Tuesday, April 17, 2007

JSR-000313 Java Platform, Enterprise Edition 6 Specification - Withdrawn

A couple of days ago I got this email on the JCP interest list:

This JSR seems to have had attracted some positive interest not least, I suspect, because the stated goals included:
  • "the Java EE platform has fostered a vibrant community and marketplace for additional technologies, frameworks, and applications that work with the platform. Some of these provide facilities that are missing from the platform. Others provide alternatives to platform facilities. A major theme for this release is to embrace and support those technologies as part of the overall Java EE landscape, while also continuing to simplify the platform to better target a wider range of developers. To that end we propose two goals for this release - extensibility and profiles"
This seemed to indicate that JEE was about to mature into something which could accept some competition, allow more freedom for architects to build things they way they want to within JEE, and simultaneously resolve the obsolescence and bloat which was becoming apparent by providing alternative distributions based on the needs of targeted application types, e.g
  • "... the first version of a Java EE Web Profile - a subset of the Java EE platform targeted at web application development.".

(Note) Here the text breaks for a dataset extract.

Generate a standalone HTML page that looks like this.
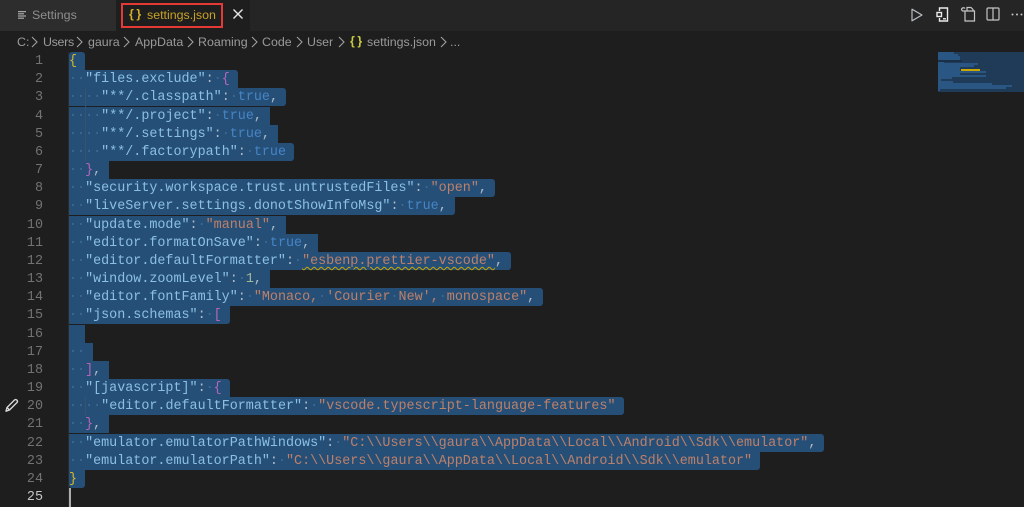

It seems from the vote comments that this has been a victim of concerns over IP, For example SAP said:
  • "We will need to get more clarification for the new proposed license terms which seem to require a license fee per Java EE profile. If this means a fundamental change in the Java EE licensing model, SAP may decide to vote "NO" on this JSR based on the proposed license terms. "
and it seems in part to have been fuelled by the ASF's position on the Java SE TCK, Red Hat said:
  • "The spec lead of the EE6 specification has confirmed that the EE6 TCK would contain no "field of use restrictions", as originally raised by Apache with regard to another JSR (i.e. the SE TCK licensing). That is a good thing.

    However, in the absence of an explicit JSPA rule that would forbid such field-of-use restrictions, we will remain worried that a similar issue might resurface anytime, for any JSR.
We all know that there's a big gap between intention and execution, and JEE 6 might not have been the universal panacea it hoped to be, but take a second to join me and lets cross our fingers and hope that the value of the changes proposed in this JSR are not lost just because we're having another IP turf war.